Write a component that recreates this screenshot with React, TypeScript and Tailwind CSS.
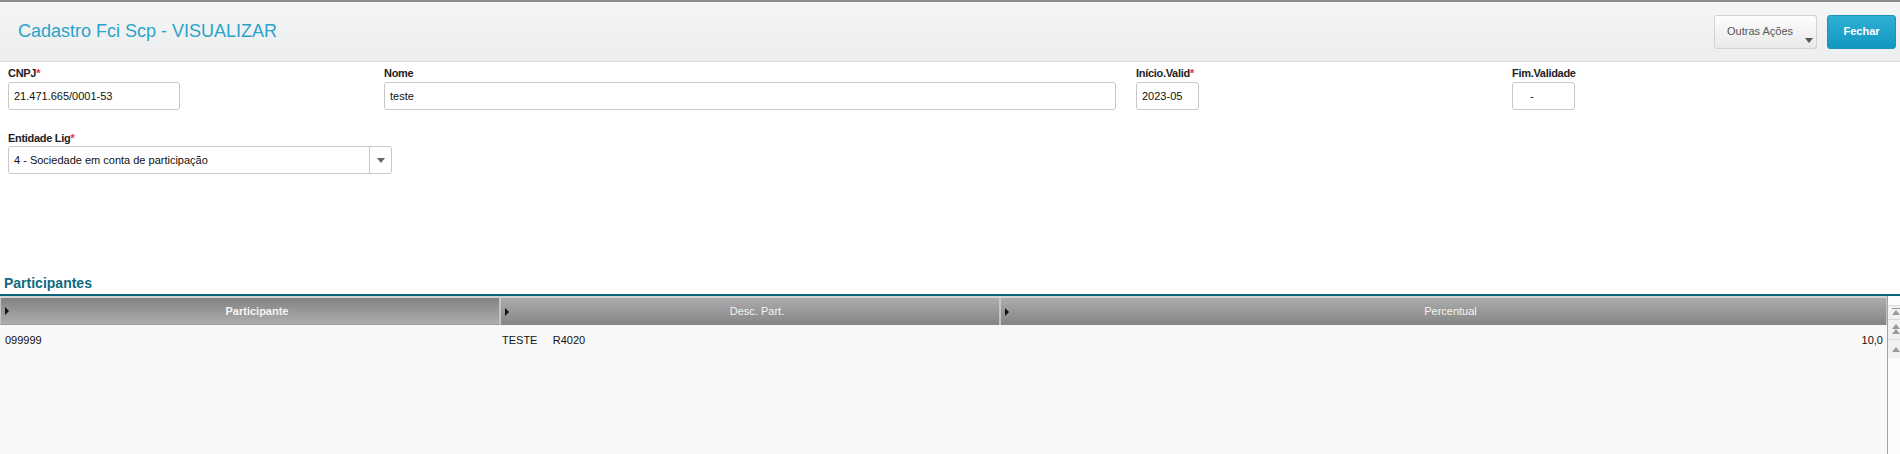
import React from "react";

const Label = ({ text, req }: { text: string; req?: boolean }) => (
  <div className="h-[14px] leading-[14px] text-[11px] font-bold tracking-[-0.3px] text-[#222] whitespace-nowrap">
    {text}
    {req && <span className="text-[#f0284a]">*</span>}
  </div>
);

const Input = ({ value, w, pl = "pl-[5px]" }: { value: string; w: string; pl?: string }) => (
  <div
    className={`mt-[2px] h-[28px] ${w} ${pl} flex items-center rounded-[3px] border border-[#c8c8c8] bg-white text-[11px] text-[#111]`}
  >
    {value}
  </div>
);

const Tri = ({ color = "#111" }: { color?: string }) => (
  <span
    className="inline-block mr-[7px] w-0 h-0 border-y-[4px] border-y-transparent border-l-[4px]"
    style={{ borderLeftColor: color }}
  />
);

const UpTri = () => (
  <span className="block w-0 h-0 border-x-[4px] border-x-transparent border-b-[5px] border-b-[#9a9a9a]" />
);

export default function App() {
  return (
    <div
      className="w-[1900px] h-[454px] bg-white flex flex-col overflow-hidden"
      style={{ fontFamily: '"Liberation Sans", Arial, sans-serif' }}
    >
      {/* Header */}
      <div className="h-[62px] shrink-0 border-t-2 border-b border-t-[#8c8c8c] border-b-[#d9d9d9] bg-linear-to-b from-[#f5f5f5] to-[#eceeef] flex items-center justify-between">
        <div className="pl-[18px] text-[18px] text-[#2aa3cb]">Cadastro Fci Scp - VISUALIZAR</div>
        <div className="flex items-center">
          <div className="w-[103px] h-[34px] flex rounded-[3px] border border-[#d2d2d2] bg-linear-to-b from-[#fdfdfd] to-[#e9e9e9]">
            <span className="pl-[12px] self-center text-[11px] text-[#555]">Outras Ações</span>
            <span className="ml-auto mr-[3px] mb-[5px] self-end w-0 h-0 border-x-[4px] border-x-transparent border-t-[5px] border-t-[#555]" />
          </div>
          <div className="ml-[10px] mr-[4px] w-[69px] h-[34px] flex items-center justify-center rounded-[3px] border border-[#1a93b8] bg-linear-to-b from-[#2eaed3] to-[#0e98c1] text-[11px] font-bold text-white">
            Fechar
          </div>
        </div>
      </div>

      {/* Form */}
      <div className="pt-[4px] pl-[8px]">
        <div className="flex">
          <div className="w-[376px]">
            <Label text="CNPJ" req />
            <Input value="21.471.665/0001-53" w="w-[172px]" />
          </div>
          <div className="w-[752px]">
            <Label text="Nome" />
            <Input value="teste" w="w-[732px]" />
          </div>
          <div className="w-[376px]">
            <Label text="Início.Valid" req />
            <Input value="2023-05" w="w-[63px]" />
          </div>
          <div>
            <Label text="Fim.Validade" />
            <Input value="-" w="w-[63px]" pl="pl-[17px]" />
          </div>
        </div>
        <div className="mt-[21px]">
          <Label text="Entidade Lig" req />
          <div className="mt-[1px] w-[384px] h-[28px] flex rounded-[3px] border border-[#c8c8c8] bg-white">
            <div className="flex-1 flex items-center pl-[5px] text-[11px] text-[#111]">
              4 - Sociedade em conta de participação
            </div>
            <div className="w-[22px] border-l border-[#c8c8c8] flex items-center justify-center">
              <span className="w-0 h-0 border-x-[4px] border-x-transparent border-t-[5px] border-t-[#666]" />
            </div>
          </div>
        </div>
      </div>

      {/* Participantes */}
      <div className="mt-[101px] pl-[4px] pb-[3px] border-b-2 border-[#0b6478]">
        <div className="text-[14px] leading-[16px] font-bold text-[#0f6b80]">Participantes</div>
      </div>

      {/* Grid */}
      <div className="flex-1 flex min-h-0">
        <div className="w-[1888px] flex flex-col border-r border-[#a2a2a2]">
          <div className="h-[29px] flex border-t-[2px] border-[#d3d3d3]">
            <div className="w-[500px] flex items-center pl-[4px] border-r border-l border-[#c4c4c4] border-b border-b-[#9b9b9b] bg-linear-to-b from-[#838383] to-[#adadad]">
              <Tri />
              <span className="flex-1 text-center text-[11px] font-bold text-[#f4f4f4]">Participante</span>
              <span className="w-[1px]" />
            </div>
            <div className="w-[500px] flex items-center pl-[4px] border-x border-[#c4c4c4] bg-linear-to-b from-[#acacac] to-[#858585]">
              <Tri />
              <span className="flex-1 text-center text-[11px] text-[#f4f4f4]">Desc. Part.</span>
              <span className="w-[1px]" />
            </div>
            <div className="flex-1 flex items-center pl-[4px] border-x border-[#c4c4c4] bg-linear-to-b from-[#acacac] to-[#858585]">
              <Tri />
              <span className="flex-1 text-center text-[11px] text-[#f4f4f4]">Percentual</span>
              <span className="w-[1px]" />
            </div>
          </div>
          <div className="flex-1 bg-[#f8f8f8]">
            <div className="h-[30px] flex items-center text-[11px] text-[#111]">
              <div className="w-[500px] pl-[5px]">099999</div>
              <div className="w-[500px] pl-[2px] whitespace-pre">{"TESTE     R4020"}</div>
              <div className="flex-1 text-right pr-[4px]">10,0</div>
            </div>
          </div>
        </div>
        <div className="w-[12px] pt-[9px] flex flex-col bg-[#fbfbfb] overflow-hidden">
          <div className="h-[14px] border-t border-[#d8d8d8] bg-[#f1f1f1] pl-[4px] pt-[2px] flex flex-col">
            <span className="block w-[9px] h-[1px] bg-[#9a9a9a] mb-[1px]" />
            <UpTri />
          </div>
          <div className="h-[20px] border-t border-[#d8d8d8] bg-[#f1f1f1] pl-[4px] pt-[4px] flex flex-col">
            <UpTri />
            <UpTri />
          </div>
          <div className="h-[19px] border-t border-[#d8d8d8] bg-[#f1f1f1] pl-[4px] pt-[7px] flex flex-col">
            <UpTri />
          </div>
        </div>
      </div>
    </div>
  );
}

━━━━━━

— Aim of the exercise —
From the listing above, copy all lines holding the word "React".

— Exercise output —
Write a component that recreates this screenshot with React, TypeScript and Tailwind CSS.
import React from "react";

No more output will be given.